In essence, these young Jewish leaders – lawyers, high tech CEOs, accomplished social innovators, teachers, Jewish professionals and more – are leaving us a trail of breadcrumbs. Rather than tell the young people what they want, let us listen to what they have already told us and help them build and engage with a Jewish world that is attractive to them. Offer them opportunities to make meaningful, in-person connections; invite them into a Jewish community that allows them to develop and express their own personal cocktails of identity; and help them connect with other young Jews from around the world. Ultimately, it is this sort of Jewish engagement that the young generation seeks.

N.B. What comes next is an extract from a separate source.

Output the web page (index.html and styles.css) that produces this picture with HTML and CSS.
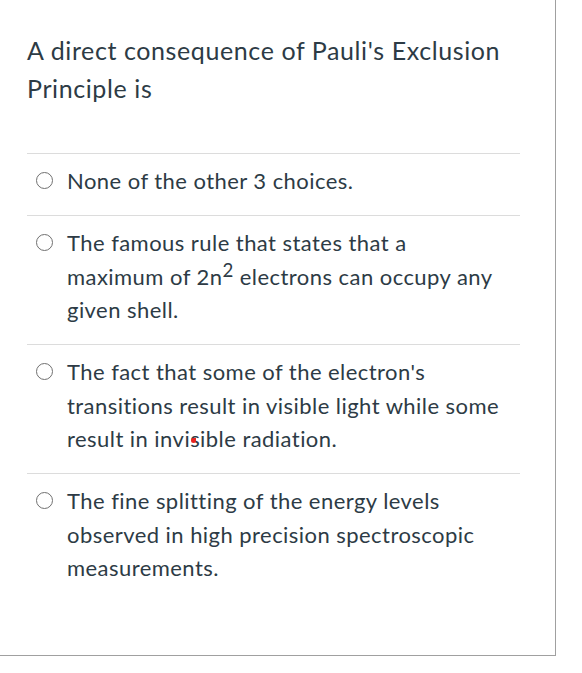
FILE: index.html
```html
<!DOCTYPE html>
<html>
<head>
<meta charset="utf-8">
<link rel="stylesheet" href="styles.css">
</head>
<body>
<div class="panel">
  <div class="question">A direct consequence of Pauli's Exclusion Principle is</div>
  <div class="answers">
    <label class="answer">
      <span class="radio"></span>
      <span class="text">None of the other 3 choices.</span>
    </label>
    <label class="answer">
      <span class="radio"></span>
      <span class="text">The famous rule that states that a maximum of 2n<sup>2</sup> electrons can occupy any given shell.</span>
    </label>
    <label class="answer">
      <span class="radio"></span>
      <span class="text">The fact that some of the electron's transitions result in visible light while some result in invi<span class="cursor-wrap">s<span class="cursor"></span></span>ible radiation.</span>
    </label>
    <label class="answer last">
      <span class="radio"></span>
      <span class="text">The fine splitting of the energy levels observed in high precision spectroscopic measurements.</span>
    </label>
  </div>
</div>
</body>
</html>
```
FILE: styles.css
```css
html, body {
  margin: 0;
  padding: 0;
  background: #ffffff;
}
body {
  font-family: Lato, "Liberation Sans", sans-serif;
  color: #2d3b45;
}
.panel {
  width: 556px;
  height: 656px;
  border-right: 1px solid #a0a0a0;
  border-bottom: 1px solid #a0a0a0;
  padding: 31px 35px 0 27px;
  box-sizing: border-box;
}
.question {
  font-size: 25px;
  letter-spacing: 0.6px;
  line-height: 38px;
  padding-bottom: 46px;
  border-bottom: 1px solid #dcdcdc;
}
.answers {
  display: flex;
  flex-direction: column;
}
.answer {
  display: flex;
  align-items: flex-start;
  padding: 10px 0 17.5px 0;
  border-bottom: 1px solid #dcdcdc;
  font-size: 22px;
  letter-spacing: 0.45px;
  line-height: 33.5px;
}
.answer.last {
  border-bottom: none;
}
.radio {
  flex: none;
  width: 15px;
  height: 15px;
  border: 1.7px solid #707070;
  border-radius: 50%;
  margin: 8px 14px 0 9px;
}
.text {
  flex: 1;
  padding-right: 16px;
}
sup {
  font-size: 0.85em;
  line-height: 0;
  vertical-align: 0.45em;
}
.cursor-wrap {
  position: relative;
}
.cursor {
  position: absolute;
  left: 1px;
  top: 13px;
  width: 5px;
  height: 5px;
  background: #e8221f;
  border-radius: 50% 0 50% 50%;
}
```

In 2015, we have taken additional steps to ensure that even those who will not attend the Summit in June have been made aware of these kinds of opportunities, carefully suggesting programs that appeal to their stated interests and experiences. In doing so, despite having had to turn away many impressive young candidates, we hope we have nevertheless succeeded in following the breadcrumbs, pointing those who left them towards meaningful and relevant Jewish experiences.
As we prepare for the ninth ROI Summit, we look forward to seeing the magic that will take place when just the right combination of Jewish leaders gathers together for five intensive days of networking, professional development, friendship building and discovery. Ultimately, while we at ROI relish the job of bringing the next generation of ROI Community members to Israel and curating a memorable experience for them in Jerusalem, it is up to the community as a whole to reflect, collaborate with one another and together, build the kind of Jewish world that they would like to see going forward.
Justin Korda is Executive Director of ROI Community.